Use your weekly board to watch for warning signs:

• Are you squeezing in too many “just this once” appointments for new customers while your regulars wait?
• Are your busiest days consistently overbooked while other days stay light?
• Are groomers staying late more often, even though the calendar looks full?

When you see these patterns, adjust. You might reserve a few prime-time slots each week for regulars only, or you might gently steer first-time visitors toward days where you have more capacity. The goal is not to say “no” more often. The goal is to say “yes” in a way that your team can sustain.

Measure progress in weeks, not days

Retention is a weekly game, not a daily one. Some days will still be uneven. Some weeks will still surprise you. What matters is the trend over time.

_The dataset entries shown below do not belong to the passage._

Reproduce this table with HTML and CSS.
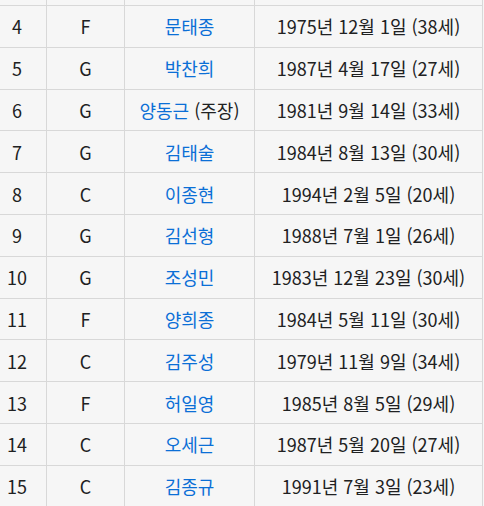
FILE: index.html
```html
<!DOCTYPE html>
<html lang="ko">
<head>
<meta charset="utf-8">
<link rel="stylesheet" href="styles.css">
</head>
<body>
<table class="roster">
  <colgroup>
    <col class="c-no"><col class="c-pos"><col class="c-name"><col class="c-birth">
  </colgroup>
  <tbody>
    <tr class="cut"><td></td><td></td><td></td><td></td></tr>
    <tr><td>4</td><td>F</td><td><a>문태종</a></td><td>1975년 12월 1일 (38세)</td></tr>
    <tr><td>5</td><td>G</td><td><a>박찬희</a></td><td>1987년 4월 17일 (27세)</td></tr>
    <tr><td>6</td><td>G</td><td><a>양동근</a> (주장)</td><td>1981년 9월 14일 (33세)</td></tr>
    <tr><td>7</td><td>G</td><td><a>김태술</a></td><td>1984년 8월 13일 (30세)</td></tr>
    <tr><td>8</td><td>C</td><td><a>이종현</a></td><td>1994년 2월 5일 (20세)</td></tr>
    <tr><td>9</td><td>G</td><td><a>김선형</a></td><td>1988년 7월 1일 (26세)</td></tr>
    <tr><td>10</td><td>G</td><td><a>조성민</a></td><td>1983년 12월 23일 (30세)</td></tr>
    <tr><td>11</td><td>F</td><td><a>양희종</a></td><td>1984년 5월 11일 (30세)</td></tr>
    <tr><td>12</td><td>C</td><td><a>김주성</a></td><td>1979년 11월 9일 (34세)</td></tr>
    <tr><td>13</td><td>F</td><td><a>허일영</a></td><td>1985년 8월 5일 (29세)</td></tr>
    <tr><td>14</td><td>C</td><td><a>오세근</a></td><td>1987년 5월 20일 (27세)</td></tr>
    <tr><td>15</td><td>C</td><td><a>김종규</a></td><td>1991년 7월 3일 (23세)</td></tr>
  </tbody>
</table>
</body>
</html>
```
FILE: styles.css
```css
html, body {
  margin: 0;
  padding: 0;
  background: #f6f6f6;
}
body {
  font-family: "Noto Sans CJK KR", "Noto Sans", sans-serif;
  font-size: 18px;
  color: #202122;
  overflow: hidden;
}
.roster {
  border-collapse: collapse;
  table-layout: fixed;
  width: 495px;
  margin-left: -13px;
  background: #f6f6f6;
}
.c-no { width: 59px; }
.c-pos { width: 78px; }
.c-name { width: 130px; }
.c-birth { width: 228px; }
.roster td {
  border: 1px solid #d8d8d8;
  text-align: center;
  padding: 0;
  height: 40.8px;
  white-space: nowrap;
}
.roster tr.cut td {
  height: 5px;
  border-top: none;
}
.roster a {
  color: #0b6fd6;
  text-decoration: none;
}
```
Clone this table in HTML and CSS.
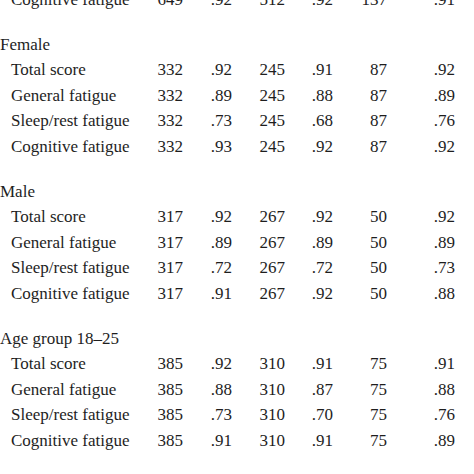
FILE: index.html
```html
<!DOCTYPE html>
<html lang="en">
<head>
<meta charset="utf-8">
<title>Fatigue scale reliability</title>
<link rel="stylesheet" href="styles.css">
</head>
<body>
<div class="table">
  <div class="group">
    <div class="row"><span class="label">Cognitive fatigue</span><span>649</span><span>.92</span><span>512</span><span>.92</span><span>137</span><span>.91</span></div>
  </div>
  <div class="group">
    <div class="head">Female</div>
    <div class="row"><span class="label">Total score</span><span>332</span><span>.92</span><span>245</span><span>.91</span><span>87</span><span>.92</span></div>
    <div class="row"><span class="label">General fatigue</span><span>332</span><span>.89</span><span>245</span><span>.88</span><span>87</span><span>.89</span></div>
    <div class="row"><span class="label">Sleep/rest fatigue</span><span>332</span><span>.73</span><span>245</span><span>.68</span><span>87</span><span>.76</span></div>
    <div class="row"><span class="label">Cognitive fatigue</span><span>332</span><span>.93</span><span>245</span><span>.92</span><span>87</span><span>.92</span></div>
  </div>
  <div class="group">
    <div class="head">Male</div>
    <div class="row"><span class="label">Total score</span><span>317</span><span>.92</span><span>267</span><span>.92</span><span>50</span><span>.92</span></div>
    <div class="row"><span class="label">General fatigue</span><span>317</span><span>.89</span><span>267</span><span>.89</span><span>50</span><span>.89</span></div>
    <div class="row"><span class="label">Sleep/rest fatigue</span><span>317</span><span>.72</span><span>267</span><span>.72</span><span>50</span><span>.73</span></div>
    <div class="row"><span class="label">Cognitive fatigue</span><span>317</span><span>.91</span><span>267</span><span>.92</span><span>50</span><span>.88</span></div>
  </div>
  <div class="group">
    <div class="head">Age group 18–25</div>
    <div class="row"><span class="label">Total score</span><span>385</span><span>.92</span><span>310</span><span>.91</span><span>75</span><span>.91</span></div>
    <div class="row"><span class="label">General fatigue</span><span>385</span><span>.88</span><span>310</span><span>.87</span><span>75</span><span>.88</span></div>
    <div class="row"><span class="label">Sleep/rest fatigue</span><span>385</span><span>.73</span><span>310</span><span>.70</span><span>75</span><span>.76</span></div>
    <div class="row"><span class="label">Cognitive fatigue</span><span>385</span><span>.91</span><span>310</span><span>.91</span><span>75</span><span>.89</span></div>
  </div>
</div>
</body>
</html>
```
FILE: styles.css
```css
html, body {
  margin: 0;
  padding: 0;
  background: #ffffff;
}
body {
  width: 474px;
  height: 474px;
  overflow: hidden;
  font-family: "Liberation Serif", "Times New Roman", serif;
  font-size: 17px;
  line-height: 25.5px;
  color: #1e1e1e;
}
.table {
  margin-top: -13.5px;
  display: flex;
  flex-direction: column;
  gap: 19.5px;
}
.group {
  display: flex;
  flex-direction: column;
}
.head {
  white-space: nowrap;
}
.row {
  display: grid;
  grid-template-columns: 140px 43px 49px 53px 48px 54px 68px;
  white-space: nowrap;
}
.row span {
  text-align: right;
}
.row .label {
  text-align: left;
  padding-left: 11px;
}
```
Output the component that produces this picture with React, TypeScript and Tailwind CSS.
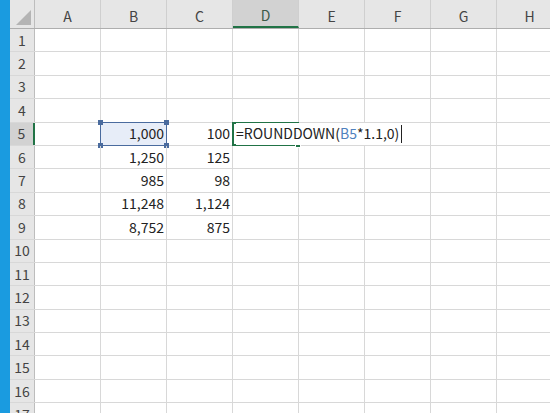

Every month, look back at your board and your booking data. Ask three questions:

• Are more first-time visitors rebooking before they leave?
• Are your regulars coming back on a more consistent schedule?
• Do your busiest weeks feel more predictable and less exhausting?

If the answer to all three is “yes,” your system is working. If not, pick one small change to test next month—a clearer script, a different follow-up message, or a small adjustment to how you schedule first-time visits.

Build a salon that customers and staff want to return to

Turning first-time visits into loyal regulars is not about clever promotions or complicated software. It is about treating retention as a simple operating system you run every week: a calm first visit, a clear recommendation, a visible board, a short huddle, and one thoughtful follow-up.

When you do that consistently, three things happen. Your weeks get calmer because you can see what’s coming. Your cash flow gets steadier because more of your work comes from people who already trust you. And your team feels less like they are surviving each day and more like they are running a salon that works—for the dogs, for the owners, and for the people who do the grooming.